И путь героя - обретение себя. Сам оленинский пантеизм - индивидуалистичен! Он ищет и находит божественный закон не в церкви, не в святоотеческом предании, не во внешних обрядах и языческих поклонениях, а в великом таинстве самопознания. Сыск бессмертия - в земной жизни. Кажется, что Оленин жертвует своим эгоистическим "я", гасит костер индивидуального, тем самым открываясь яркому и свободному миру многообразной жизни природы… Но так ли это на самом деле? Ведь Оленин - не Платон Каратаев. Роевой герой "Войны и мира" счастлив своим беспамятством.

Он не помнит, когда родился. Он надежно впаян в память рода.

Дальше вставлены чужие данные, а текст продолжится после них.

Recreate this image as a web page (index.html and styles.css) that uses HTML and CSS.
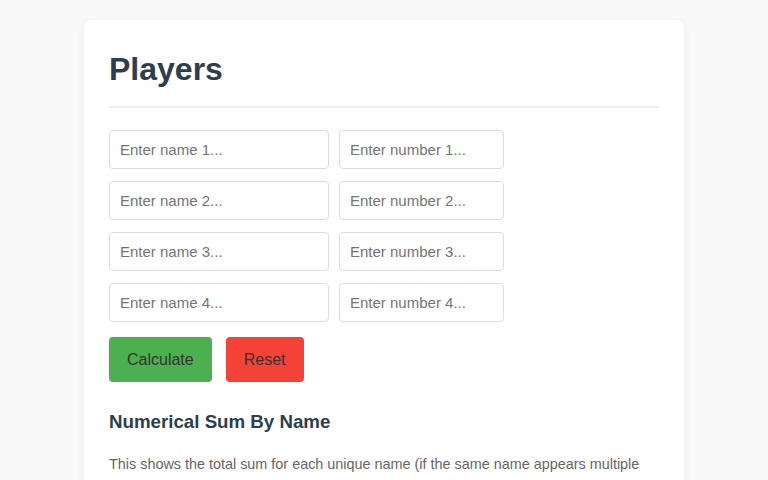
FILE: index.html
```html
<!DOCTYPE html>
<html lang="en">
<head>
    <meta charset="UTF-8">
    <meta name="viewport" content="width=device-width, initial-scale=1.0">
    <title>Players</title>
    <link rel="stylesheet" href="styles.css">
</head>
<body>
    <div class="container">
        <h1>Players</h1>

        <div class="player-list">
            <div class="player-row">
                <input type="text" class="name-input" placeholder="Enter name 1...">
                <input type="number" class="number-input" placeholder="Enter number 1...">
            </div>
            <div class="player-row">
                <input type="text" class="name-input" placeholder="Enter name 2...">
                <input type="number" class="number-input" placeholder="Enter number 2...">
            </div>
            <div class="player-row">
                <input type="text" class="name-input" placeholder="Enter name 3...">
                <input type="number" class="number-input" placeholder="Enter number 3...">
            </div>
            <div class="player-row">
                <input type="text" class="name-input" placeholder="Enter name 4...">
                <input type="number" class="number-input" placeholder="Enter number 4...">
            </div>
        </div>

        <div class="button-group">
            <button class="btn btn-calc">Calculate</button>
            <button class="btn btn-reset">Reset</button>
        </div>

        <h3>Numerical Sum By Name</h3>
        <p class="description">This shows the total sum for each unique name (if the same name appears multiple times, their numbers are added together).</p>
    </div>
</body>
</html>
```

FILE: styles.css
```css
* {
    box-sizing: border-box;
    margin: 0;
    padding: 0;
}

body {
    font-family: "Liberation Sans", Arial, sans-serif;
    background-color: #f9f9f9;
    padding: 20px;
}

.container {
    width: 600px;
    margin: 0 auto;
    background-color: white;
    padding: 31px 25px 30px;
    border-radius: 8px;
    box-shadow: 0 2px 10px rgba(0,0,0,0.06);
}

h1 {
    font-size: 32px;
    color: #2c3e50;
    padding-bottom: 18px;
    border-bottom: 2px solid #eee;
    margin-bottom: 22px;
}

.player-list {
    display: flex;
    flex-direction: column;
    gap: 12px;
}

.player-row {
    display: flex;
    gap: 10px;
}

input {
    font-family: inherit;
    font-size: 15px;
    line-height: 17px;
    padding: 10px;
    border: 1px solid #ddd;
    border-radius: 4px;
    color: #333;
}

input::placeholder {
    color: #757575;
}

.name-input {
    width: 220px;
}

.number-input {
    width: 165px;
}

.button-group {
    display: flex;
    gap: 14px;
    margin-top: 15px;
}

.btn {
    font-family: inherit;
    font-size: 16px;
    line-height: 19px;
    padding: 13px 18px;
    border: none;
    border-radius: 4px;
    color: #333;
    cursor: pointer;
}

.btn-calc {
    background-color: #4caf50;
}

.btn-reset {
    background-color: #f44336;
}

h3 {
    font-size: 18.72px;
    color: #2c3e50;
    margin-top: 29px;
    margin-bottom: 20px;
}

.description {
    font-size: 14.4px;
    color: #666;
    line-height: 1.6;
}
```
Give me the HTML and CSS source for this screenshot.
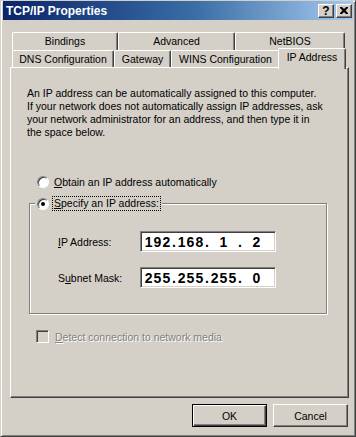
FILE: index.html
```html
<!DOCTYPE html>
<html>
<head>
    <meta charset="UTF-8">
    <title>TCP/IP Properties</title>
    <link rel="stylesheet" href="styles.css">
</head>
<body>
    <div class="window">
        <div class="titlebar">
            <span class="title">TCP/IP Properties</span>
            <div class="caption-btns">
                <span class="cap-btn help">?</span>
                <span class="cap-btn">
                    <svg width="8" height="7" viewBox="0 0 8 7"><path d="M0 0h2l2 2 2-2h2v1L5.5 3.5 8 6v1H6L4 5 2 7H0V6l2.5-2.5L0 1z" fill="#000"/></svg>
                </span>
            </div>
        </div>

        <div class="dialog">
            <div class="tabs">
                <div class="tab-row">
                    <div class="tab" style="width: 106px">Bindings</div>
                    <div class="tab" style="width: 117px">Advanced</div>
                    <div class="tab" style="width: 110px">NetBIOS</div>
                </div>
                <div class="tab-row front">
                    <div class="tab" style="width: 102px">DNS Configuration</div>
                    <div class="tab" style="width: 57px">Gateway</div>
                    <div class="tab" style="width: 109px">WINS Configuration</div>
                    <div class="tab selected" style="width: 68px">IP Address</div>
                </div>
            </div>

            <div class="panel">
                <p class="intro">
                    An IP address can be automatically assigned to this computer.<br>
                    If your network does not automatically assign IP addresses, ask<br>
                    your network administrator for an address, and then type it in<br>
                    the space below.
                </p>

                <div class="option first">
                    <span class="radio"></span>
                    <span><u>O</u>btain an IP address automatically</span>
                </div>

                <div class="group">
                    <div class="group-legend">
                        <span class="radio checked"></span>
                        <span class="focus"><u>S</u>pecify an IP address:</span>
                    </div>
                    <div class="field-row">
                        <span class="field-label"><u>I</u>P Address:</span>
                        <div class="ipbox">
                            <span class="octet">192</span><span class="dot">.</span>
                            <span class="octet">168</span><span class="dot">.</span>
                            <span class="octet">1</span><span class="dot">.</span>
                            <span class="octet">2</span>
                        </div>
                    </div>
                    <div class="field-row">
                        <span class="field-label">S<u>u</u>bnet Mask:</span>
                        <div class="ipbox">
                            <span class="octet">255</span><span class="dot">.</span>
                            <span class="octet">255</span><span class="dot">.</span>
                            <span class="octet">255</span><span class="dot">.</span>
                            <span class="octet">0</span>
                        </div>
                    </div>
                </div>

                <div class="option disabled">
                    <span class="check"></span>
                    <span><u>D</u>etect connection to network media</span>
                </div>
            </div>

            <div class="buttons">
                <button class="btn default">OK</button>
                <button class="btn">Cancel</button>
            </div>
        </div>
    </div>
</body>
</html>
```

FILE: styles.css
```css
html, body {
    margin: 0;
    padding: 0;
    background: #d4d0c8;
}

body {
    font-family: "Liberation Sans", Arial, sans-serif;
    font-size: 10.5px;
    color: #000;
}

.window {
    width: 356px;
    height: 437px;
    box-sizing: border-box;
    border: 1px solid;
    border-color: #d4d0c8 #404040 #404040 #d4d0c8;
    box-shadow: inset 1px 1px #fff, inset -1px -1px #808080;
    padding: 0 2px 2px 2px;
    background: #d4d0c8;
}

.titlebar {
    height: 19px;
    background: linear-gradient(to right, #0a246a, #3a6ea5 55%, #a6caf0);
    display: flex;
    align-items: center;
    justify-content: space-between;
    padding: 0 1px 0 3px;
}

.title {
    color: #fff;
    font-weight: bold;
    font-size: 12px;
}

.caption-btns {
    display: flex;
    gap: 2px;
}

.cap-btn {
    width: 16px;
    height: 14px;
    box-sizing: border-box;
    background: #d4d0c8;
    border: 1px solid;
    border-color: #fff #404040 #404040 #fff;
    box-shadow: inset -1px -1px #808080;
    display: flex;
    align-items: center;
    justify-content: center;
}

.cap-btn.help {
    font-weight: bold;
    font-size: 12px;
    line-height: 12px;
}

.dialog {
    padding: 12px 4px 0 7px;
}

/* tabs */
.tabs {
    padding-left: 2px;
}

.tab-row {
    display: flex;
    height: 18px;
}

.tab-row.front {
    height: 17px;
}

.tab {
    box-sizing: border-box;
    height: 18px;
    border-top: 1px solid #fff;
    border-left: 1px solid #fff;
    border-right: 1px solid #404040;
    box-shadow: inset -1px 0 #808080;
    border-radius: 2px 2px 0 0;
    text-align: center;
    line-height: 17px;
    background: #d4d0c8;
    white-space: nowrap;
}

.tab-row.front .tab {
    height: 17px;
    line-height: 16px;
}

.tab-row.front .tab.selected {
    position: relative;
    z-index: 1;
    height: 21px;
    margin: -2px -2px 0 -2px;
    line-height: 16px;
}

/* panel */
.panel {
    height: 331px;
    box-sizing: border-box;
    border: 1px solid;
    border-color: #fff #404040 #404040 #fff;
    box-shadow: inset -1px -1px #808080;
    padding: 19px 16px 0 16px;
}

.intro {
    margin: 0;
    line-height: 13px;
    white-space: nowrap;
}

.option {
    display: flex;
    align-items: center;
    height: 13px;
}

.option.first {
    margin: 36px 0 0 10px;
    gap: 5px;
}

.option.disabled {
    margin: 16px 0 0 9px;
    gap: 6px;
    color: #808080;
    text-shadow: 1px 1px #fff;
}

.radio {
    width: 12px;
    height: 12px;
    box-sizing: border-box;
    border-radius: 50%;
    border: 1px solid;
    border-color: #808080 #fff #fff #808080;
    box-shadow: inset 1px 1px #404040;
    background: #fff;
    display: flex;
    align-items: center;
    justify-content: center;
    flex: none;
}

.radio.checked::after {
    content: "";
    width: 4px;
    height: 4px;
    border-radius: 50%;
    background: #000;
}

.check {
    width: 13px;
    height: 13px;
    box-sizing: border-box;
    border: 1px solid;
    border-color: #808080 #fff #fff #808080;
    box-shadow: inset 1px 1px #404040, inset -1px -1px #d4d0c8;
    background: #d4d0c8;
    flex: none;
}

/* group box */
.group {
    margin: 15px 0 0 2px;
    width: 298px;
    box-sizing: border-box;
    border: 1px solid #808080;
    box-shadow: inset 1px 1px #fff, 1px 1px #fff;
    padding: 0 0 25px 28px;
}

.group-legend {
    display: flex;
    width: max-content;
    align-items: center;
    gap: 3px;
    margin: -8px 0 0 -23px;
    padding: 0 1px 0 2px;
    height: 15px;
    background: #d4d0c8;
}

.focus {
    border: 1px dotted #000;
    padding: 0 1px;
    line-height: 13px;
}

.field-row {
    display: flex;
    align-items: center;
    margin-top: 20px;
}

.field-row + .field-row {
    margin-top: 15px;
}

.field-label {
    width: 82px;
}

.ipbox {
    width: 136px;
    height: 21px;
    box-sizing: border-box;
    background: #fff;
    border: 1px solid;
    border-color: #808080 #fff #fff #808080;
    box-shadow: inset 1px 1px #404040, inset -1px -1px #d4d0c8;
    display: flex;
    align-items: center;
    padding-left: 3px;
    font-weight: bold;
    font-size: 14px;
    letter-spacing: 1px;
}

.octet {
    width: 28px;
    text-align: center;
}

.dot {
    width: 5px;
    text-align: center;
}

/* buttons */
.buttons {
    display: flex;
    justify-content: flex-end;
    gap: 6px;
    margin-top: 6px;
    padding-right: 1px;
}

.btn {
    width: 75px;
    height: 23px;
    box-sizing: border-box;
    font-family: "Liberation Sans", Arial, sans-serif;
    font-size: 10.5px;
    color: #000;
    background: #d4d0c8;
    border: 1px solid;
    border-color: #fff #404040 #404040 #fff;
    box-shadow: inset -1px -1px #808080;
    padding: 0;
}

.btn.default {
    border: 1px solid #000;
    box-shadow: inset 1px 1px #fff, inset -1px -1px #404040, inset -2px -2px #808080;
}
```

Грамматика его сознания не знает местоимения "я". И весь он как будто вырезан из картонного фольклора. Каратаев настолько умален и причинен общим, что его смерть, как смерть муравья в муравейнике, событием не является. Не таков наш молодец и именинник зверя Дмитрий Оленин. Он не отрекается от своего "я". "Я есмь - никогда нигде не начинаюсь, никогда нигде и не кончаюсь" (Толстой). В отождествлении Оленина с комаром - множественность миров в точке "я", а не единственность мира в точке "мы". Само "я" есть термин, обозначающий свободу в моем случае. И герой "Казаков" прекрасно осознает свое положение в мире. Смерть для него - раскрытие бесконечного в душе (а, как говорит Пятигорский, в момент смерти каждое "я" становится личностью). Это такое напряженное и непосредственное ощущение единства всего на свете, при котором не утрачивается сознание себя и осознание своей подчиненности целому. В самом стирании лица - знак упрочения личности, в лесном исчезновении - след пребывания, в согласии с "не быть" - выбор и утверждение "быть", в смерти - ликование преображенной жизни. Как сказал бы Рильке, смерть всегда позади зверя, Бог - впереди. Оленин со зверем - ноздря в ноздрю.